In April 1998, Staples announced it would acquire Quill for approximately $685 million in stock. At the time, Quill was still closely held by the Miller family, meaning no outside investors or public shareholders were involved. The deal was structured so that Quill would retain its name, its Lincolnshire, Illinois headquarters, and its existing management team after the transaction closed.6Los Angeles Times. Staples to Buy Quill in $685-Million Stock Deal

That decision to preserve Quill’s identity rather than absorb it into Staples turned out to be the template for how the two brands still coexist. Staples recognized that Quill had built deep loyalty among business buyers who preferred catalog and online ordering over walking into a retail store. Merging the brands would have risked alienating that customer base for no real gain.

How Quill and Staples Operate Side by Side

The two brands serve different customers through different channels. Quill targets businesses directly, offering customized pricing, Net 30 credit accounts, and loyalty rewards designed for repeat corporate purchasing. Staples casts a wider net through physical retail stores and consumer-oriented online shopping. A small law firm ordering toner in bulk every month is a typical Quill customer; someone picking up a pack of pens on their lunch break is a typical Staples customer.

Behind the scenes, the separation is less dramatic. Quill leverages the distribution centers, shipping contracts, and supplier relationships that Staples has built at scale. Sharing that logistics backbone keeps Quill’s overhead lower than if it operated as a fully independent company. The customer-facing side stays separate so each brand can speak to its audience without confusing the other, but the warehouses and delivery trucks don’t care whose logo is on the box.

Staples’ Broader Portfolio Under Sycamore

Quill isn’t the only brand operating under the Staples umbrella. After Sycamore took Staples private, the company pursued further acquisitions to strengthen its position in the business-to-business supply chain. In January 2019, Staples completed its acquisition of Essendant, a major wholesale distributor of workplace products. That deal was valued at roughly $996 million including assumed debt, with Staples paying $12.80 per share for Essendant’s outstanding stock.

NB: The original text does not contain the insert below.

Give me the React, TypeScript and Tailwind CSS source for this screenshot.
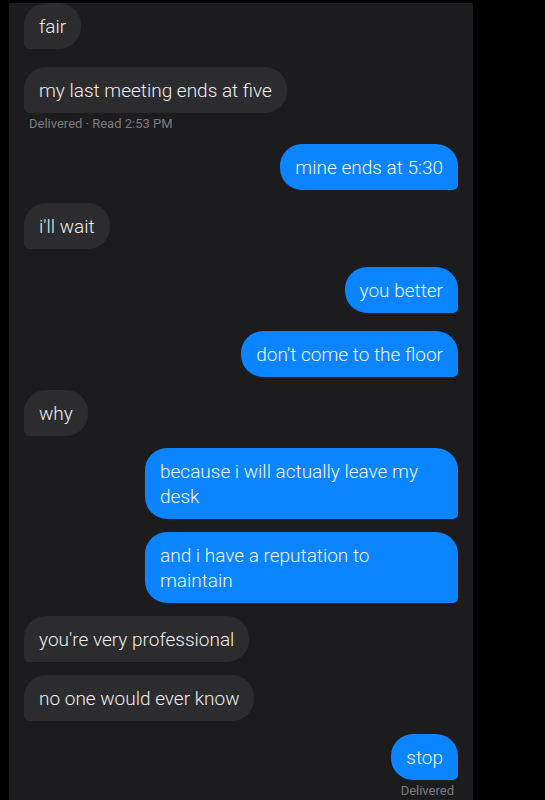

The Essendant deal drew regulatory scrutiny. The Federal Trade Commission reviewed the merger and required consent orders before clearing it, reflecting concerns about consolidation in the office products wholesale market.7Federal Trade Commission. Analysis of Agreement Containing Consent Order – In the Matter of Sycamore Partners II, L.P., Staples, Inc., and Essendant Inc. Sycamore also explored acquiring The ODP Corporation, the parent of Office Depot, in early 2021 with a $40-per-share cash proposal. ODP’s board rejected the bid, citing regulatory risk, though it expressed some interest in combining the companies’ retail operations as a narrower alternative. That deal never materialized.

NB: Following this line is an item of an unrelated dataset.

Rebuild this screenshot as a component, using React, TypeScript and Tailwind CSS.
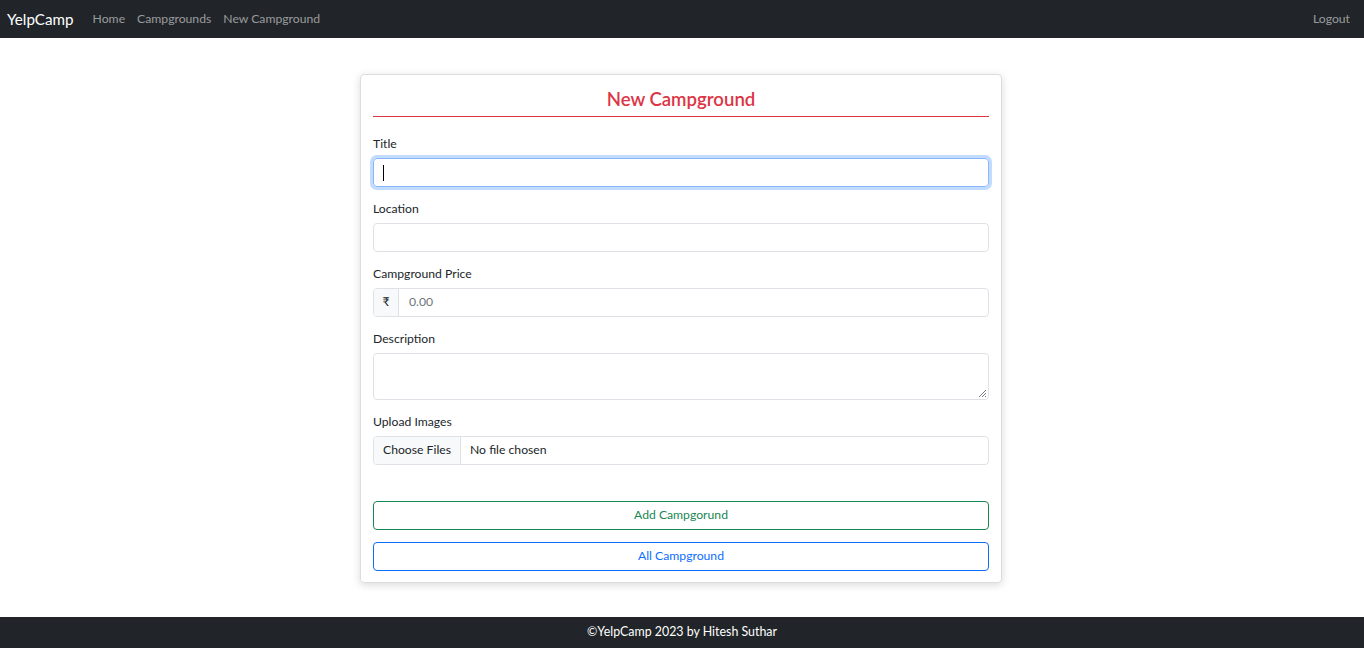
export default function App() {
  return (
    <div className="min-h-screen flex flex-col bg-white text-[#212529] font-['Lato',sans-serif] text-[12.2px]">
      <nav className="h-[38px] bg-[#212529] px-[7px] flex items-center justify-between">
        <div className="flex items-center">
          <span className="text-white text-[15.2px] mr-[19px]">YelpCamp</span>
          <div className="flex gap-[12px] text-[#ffffff8c]">
            <span>Home</span>
            <span>Campgrounds</span>
            <span>New Campground</span>
          </div>
        </div>
        <span className="text-[#ffffff8c] mr-[7px]">Logout</span>
      </nav>

      <main className="flex-grow flex justify-center pt-[36px] pb-[34px] pr-[2px]">
        <div className="w-[642px] h-[509px] border border-[#dcdcdc] rounded-[4px] shadow-[0_2px_8px_rgba(0,0,0,0.15)] px-[12px] pt-[12px]">
          <h2 className="text-center text-[#dc3545] text-[18.6px] font-semibold leading-[24px] pb-[5px]">
            New Campground
          </h2>
          <div className="h-px bg-[#dc3545]"></div>

          <div className="mt-[17px]">
            <label className="block leading-[20px] mb-[4px]">Title</label>
            <div className="h-[29px] rounded-[4px] border border-[#86b7fe] shadow-[0_0_0_3px_rgba(13,110,253,0.25)] flex items-center px-[9px]">
              <span className="w-[1px] h-[16px] bg-black"></span>
            </div>
          </div>

          <div className="mt-[12px]">
            <label className="block leading-[20px] mb-[4px]">Location</label>
            <div className="h-[29px] rounded-[4px] border border-[#dee2e6]"></div>
          </div>

          <div className="mt-[12px]">
            <label className="block leading-[20px] mb-[4px]">Campground Price</label>
            <div className="h-[29px] flex rounded-[4px] border border-[#dee2e6] overflow-hidden">
              <span className="w-[25px] bg-[#f8f9fa] border-r border-[#dee2e6] flex items-center justify-center">₹</span>
              <span className="flex items-center pl-[10px] text-[#6c757d]">0.00</span>
            </div>
          </div>

          <div className="mt-[12px]">
            <label className="block leading-[20px] mb-[4px]">Description</label>
            <div className="relative h-[47px] rounded-[4px] border border-[#dee2e6]">
              <svg className="absolute right-[1px] bottom-[1px]" width="9" height="9" viewBox="0 0 9 9">
                <path d="M8 1L1 8M8 4L4 8M8 7L7 8" stroke="#777" strokeWidth="1" />
              </svg>
            </div>
          </div>

          <div className="mt-[12px]">
            <label className="block leading-[20px] mb-[4px]">Upload Images</label>
            <div className="h-[29px] flex rounded-[4px] border border-[#dee2e6] overflow-hidden">
              <span className="bg-[#f8f9fa] border-r border-[#dee2e6] flex items-center px-[9px]">Choose Files</span>
              <span className="flex items-center pl-[9px]">No file chosen</span>
            </div>
          </div>

          <div className="mt-[36px] flex flex-col gap-[12px]">
            <button className="h-[29px] w-full rounded-[4px] border border-[#198754] text-[#198754]">Add Campgorund</button>
            <button className="h-[29px] w-full rounded-[4px] border border-[#0d6efd] text-[#0d6efd]">All Campground</button>
          </div>
        </div>
      </main>

      <footer className="h-[31px] bg-[#212529] flex items-center justify-center text-white text-[12.4px]">
        ©YelpCamp 2023 by Hitesh Suthar
      </footer>
    </div>
  );
}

As of 2025, Sycamore Partners still holds Staples as a private company with no announced plans for an IPO or sale. That means Quill’s ownership structure is unlikely to change unless Sycamore decides to exit its investment, which private equity firms eventually do, typically within five to seven years of acquisition. Given that Sycamore closed the Staples deal in 2017, the timeline for a potential ownership change is something to watch.